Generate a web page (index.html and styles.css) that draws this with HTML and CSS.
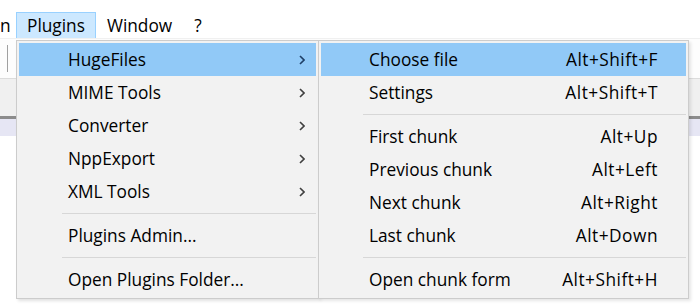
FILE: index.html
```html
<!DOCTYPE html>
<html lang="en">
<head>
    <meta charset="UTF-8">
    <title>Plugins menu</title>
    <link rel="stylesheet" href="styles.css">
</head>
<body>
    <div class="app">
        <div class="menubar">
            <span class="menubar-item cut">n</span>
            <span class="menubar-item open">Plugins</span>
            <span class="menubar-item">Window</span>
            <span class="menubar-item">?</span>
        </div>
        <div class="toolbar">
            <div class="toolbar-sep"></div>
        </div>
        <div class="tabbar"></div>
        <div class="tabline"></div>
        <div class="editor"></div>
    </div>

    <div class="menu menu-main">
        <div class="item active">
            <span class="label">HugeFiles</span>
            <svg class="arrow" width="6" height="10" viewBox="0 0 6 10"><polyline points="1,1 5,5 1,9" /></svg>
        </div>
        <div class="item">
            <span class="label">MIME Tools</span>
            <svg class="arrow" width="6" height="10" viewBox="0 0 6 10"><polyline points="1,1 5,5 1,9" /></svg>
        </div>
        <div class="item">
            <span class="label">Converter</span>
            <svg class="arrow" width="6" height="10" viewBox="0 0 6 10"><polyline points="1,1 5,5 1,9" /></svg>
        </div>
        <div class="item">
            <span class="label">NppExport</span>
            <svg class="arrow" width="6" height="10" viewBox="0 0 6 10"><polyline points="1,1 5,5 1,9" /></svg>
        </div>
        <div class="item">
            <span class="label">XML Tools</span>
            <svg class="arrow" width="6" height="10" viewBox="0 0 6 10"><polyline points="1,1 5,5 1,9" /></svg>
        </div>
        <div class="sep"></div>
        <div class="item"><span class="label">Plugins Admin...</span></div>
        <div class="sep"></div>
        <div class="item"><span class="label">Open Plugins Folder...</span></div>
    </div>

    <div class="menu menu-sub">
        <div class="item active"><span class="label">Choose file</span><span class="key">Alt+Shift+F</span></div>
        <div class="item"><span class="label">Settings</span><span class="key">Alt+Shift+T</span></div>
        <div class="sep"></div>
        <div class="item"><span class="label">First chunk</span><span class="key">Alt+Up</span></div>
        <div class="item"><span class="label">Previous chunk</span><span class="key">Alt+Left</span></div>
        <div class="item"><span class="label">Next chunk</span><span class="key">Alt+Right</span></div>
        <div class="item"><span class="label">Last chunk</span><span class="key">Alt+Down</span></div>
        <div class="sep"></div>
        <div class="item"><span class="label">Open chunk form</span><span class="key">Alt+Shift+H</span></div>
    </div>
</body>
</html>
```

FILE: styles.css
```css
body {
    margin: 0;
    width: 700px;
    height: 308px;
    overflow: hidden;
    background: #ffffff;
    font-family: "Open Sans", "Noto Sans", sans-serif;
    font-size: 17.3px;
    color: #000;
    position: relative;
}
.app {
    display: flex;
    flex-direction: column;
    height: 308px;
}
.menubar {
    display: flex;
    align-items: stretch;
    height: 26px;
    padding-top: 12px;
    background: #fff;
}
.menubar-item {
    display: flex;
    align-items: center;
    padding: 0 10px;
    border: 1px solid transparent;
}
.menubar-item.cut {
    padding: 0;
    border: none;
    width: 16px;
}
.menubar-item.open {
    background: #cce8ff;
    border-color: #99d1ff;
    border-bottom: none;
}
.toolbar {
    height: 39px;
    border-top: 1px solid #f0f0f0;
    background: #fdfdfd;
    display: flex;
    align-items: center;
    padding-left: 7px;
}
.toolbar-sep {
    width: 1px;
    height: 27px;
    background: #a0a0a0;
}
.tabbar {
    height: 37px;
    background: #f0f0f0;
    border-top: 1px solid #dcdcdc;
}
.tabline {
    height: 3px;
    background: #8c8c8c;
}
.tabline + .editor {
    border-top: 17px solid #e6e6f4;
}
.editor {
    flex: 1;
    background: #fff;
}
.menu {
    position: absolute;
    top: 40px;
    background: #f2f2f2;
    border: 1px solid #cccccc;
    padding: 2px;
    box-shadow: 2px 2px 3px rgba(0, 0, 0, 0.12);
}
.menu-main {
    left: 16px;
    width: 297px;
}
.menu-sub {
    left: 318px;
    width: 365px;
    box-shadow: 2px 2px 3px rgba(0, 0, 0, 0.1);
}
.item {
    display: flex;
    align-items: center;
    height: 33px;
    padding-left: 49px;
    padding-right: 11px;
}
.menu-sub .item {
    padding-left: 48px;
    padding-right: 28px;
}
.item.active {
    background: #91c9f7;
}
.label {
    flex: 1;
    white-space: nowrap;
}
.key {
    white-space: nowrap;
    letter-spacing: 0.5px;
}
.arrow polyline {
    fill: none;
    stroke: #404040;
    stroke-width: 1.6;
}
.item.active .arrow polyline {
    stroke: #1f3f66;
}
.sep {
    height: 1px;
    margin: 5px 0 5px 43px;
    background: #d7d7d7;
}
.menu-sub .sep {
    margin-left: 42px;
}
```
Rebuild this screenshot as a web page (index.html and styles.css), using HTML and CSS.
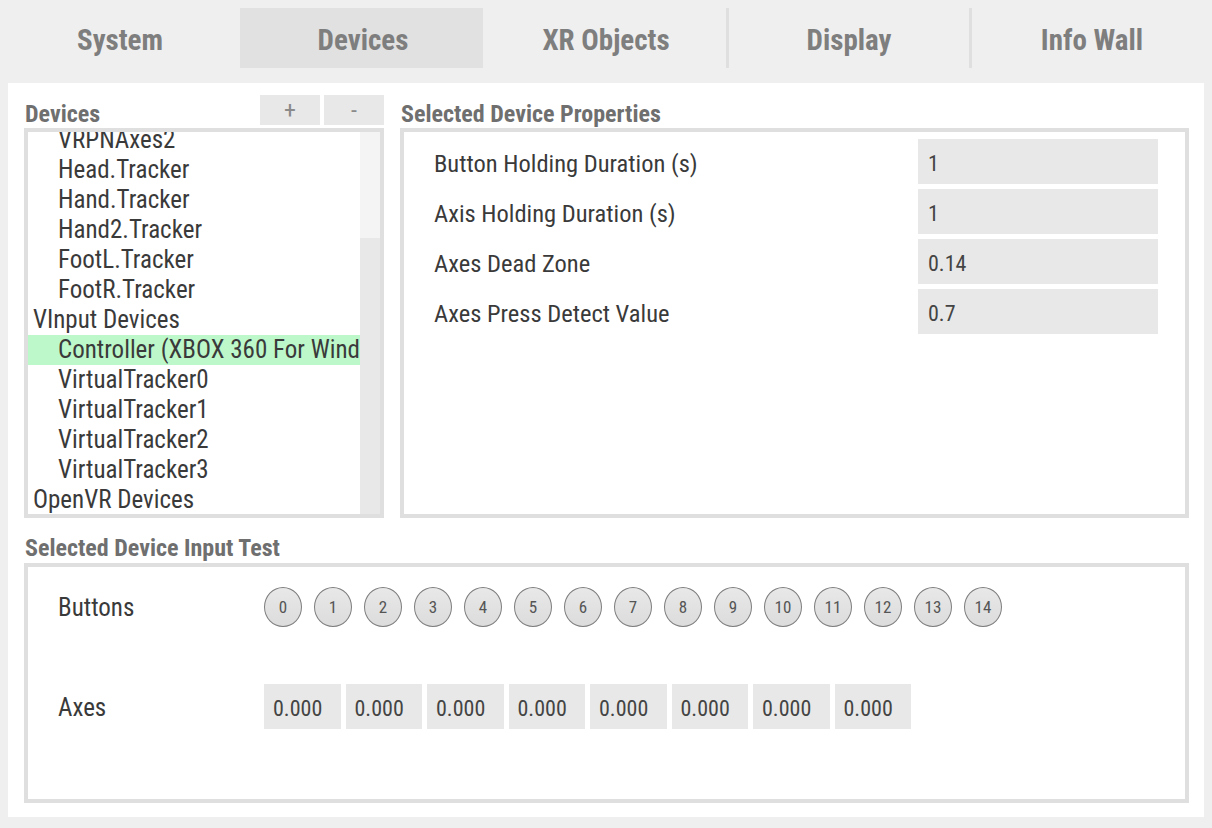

━━━━━━━━━━

**Written problem:** Reproduce every entry word for word, but skip any pictures.

**Solution below:**
Generate a web page (index.html and styles.css) that draws this with HTML and CSS.
FILE: index.html
```html
<!DOCTYPE html>
<html lang="en">
<head>
    <meta charset="UTF-8">
    <title>Plugins menu</title>
    <link rel="stylesheet" href="styles.css">
</head>
<body>
    <div class="app">
        <div class="menubar">
            <span class="menubar-item cut">n</span>
            <span class="menubar-item open">Plugins</span>
            <span class="menubar-item">Window</span>
            <span class="menubar-item">?</span>
        </div>
        <div class="toolbar">
            <div class="toolbar-sep"></div>
        </div>
        <div class="tabbar"></div>
        <div class="tabline"></div>
        <div class="editor"></div>
    </div>

    <div class="menu menu-main">
        <div class="item active">
            <span class="label">HugeFiles</span>
            <svg class="arrow" width="6" height="10" viewBox="0 0 6 10"><polyline points="1,1 5,5 1,9" /></svg>
        </div>
        <div class="item">
            <span class="label">MIME Tools</span>
            <svg class="arrow" width="6" height="10" viewBox="0 0 6 10"><polyline points="1,1 5,5 1,9" /></svg>
        </div>
        <div class="item">
            <span class="label">Converter</span>
            <svg class="arrow" width="6" height="10" viewBox="0 0 6 10"><polyline points="1,1 5,5 1,9" /></svg>
        </div>
        <div class="item">
            <span class="label">NppExport</span>
            <svg class="arrow" width="6" height="10" viewBox="0 0 6 10"><polyline points="1,1 5,5 1,9" /></svg>
        </div>
        <div class="item">
            <span class="label">XML Tools</span>
            <svg class="arrow" width="6" height="10" viewBox="0 0 6 10"><polyline points="1,1 5,5 1,9" /></svg>
        </div>
        <div class="sep"></div>
        <div class="item"><span class="label">Plugins Admin...</span></div>
        <div class="sep"></div>
        <div class="item"><span class="label">Open Plugins Folder...</span></div>
    </div>

    <div class="menu menu-sub">
        <div class="item active"><span class="label">Choose file</span><span class="key">Alt+Shift+F</span></div>
        <div class="item"><span class="label">Settings</span><span class="key">Alt+Shift+T</span></div>
        <div class="sep"></div>
        <div class="item"><span class="label">First chunk</span><span class="key">Alt+Up</span></div>
        <div class="item"><span class="label">Previous chunk</span><span class="key">Alt+Left</span></div>
        <div class="item"><span class="label">Next chunk</span><span class="key">Alt+Right</span></div>
        <div class="item"><span class="label">Last chunk</span><span class="key">Alt+Down</span></div>
        <div class="sep"></div>
        <div class="item"><span class="label">Open chunk form</span><span class="key">Alt+Shift+H</span></div>
    </div>
</body>
</html>
```

FILE: styles.css
```css
body {
    margin: 0;
    width: 700px;
    height: 308px;
    overflow: hidden;
    background: #ffffff;
    font-family: "Open Sans", "Noto Sans", sans-serif;
    font-size: 17.3px;
    color: #000;
    position: relative;
}
.app {
    display: flex;
    flex-direction: column;
    height: 308px;
}
.menubar {
    display: flex;
    align-items: stretch;
    height: 26px;
    padding-top: 12px;
    background: #fff;
}
.menubar-item {
    display: flex;
    align-items: center;
    padding: 0 10px;
    border: 1px solid transparent;
}
.menubar-item.cut {
    padding: 0;
    border: none;
    width: 16px;
}
.menubar-item.open {
    background: #cce8ff;
    border-color: #99d1ff;
    border-bottom: none;
}
.toolbar {
    height: 39px;
    border-top: 1px solid #f0f0f0;
    background: #fdfdfd;
    display: flex;
    align-items: center;
    padding-left: 7px;
}
.toolbar-sep {
    width: 1px;
    height: 27px;
    background: #a0a0a0;
}
.tabbar {
    height: 37px;
    background: #f0f0f0;
    border-top: 1px solid #dcdcdc;
}
.tabline {
    height: 3px;
    background: #8c8c8c;
}
.tabline + .editor {
    border-top: 17px solid #e6e6f4;
}
.editor {
    flex: 1;
    background: #fff;
}
.menu {
    position: absolute;
    top: 40px;
    background: #f2f2f2;
    border: 1px solid #cccccc;
    padding: 2px;
    box-shadow: 2px 2px 3px rgba(0, 0, 0, 0.12);
}
.menu-main {
    left: 16px;
    width: 297px;
}
.menu-sub {
    left: 318px;
    width: 365px;
    box-shadow: 2px 2px 3px rgba(0, 0, 0, 0.1);
}
.item {
    display: flex;
    align-items: center;
    height: 33px;
    padding-left: 49px;
    padding-right: 11px;
}
.menu-sub .item {
    padding-left: 48px;
    padding-right: 28px;
}
.item.active {
    background: #91c9f7;
}
.label {
    flex: 1;
    white-space: nowrap;
}
.key {
    white-space: nowrap;
    letter-spacing: 0.5px;
}
.arrow polyline {
    fill: none;
    stroke: #404040;
    stroke-width: 1.6;
}
.item.active .arrow polyline {
    stroke: #1f3f66;
}
.sep {
    height: 1px;
    margin: 5px 0 5px 43px;
    background: #d7d7d7;
}
.menu-sub .sep {
    margin-left: 42px;
}
```
Rebuild this screenshot as a web page (index.html and styles.css), using HTML and CSS.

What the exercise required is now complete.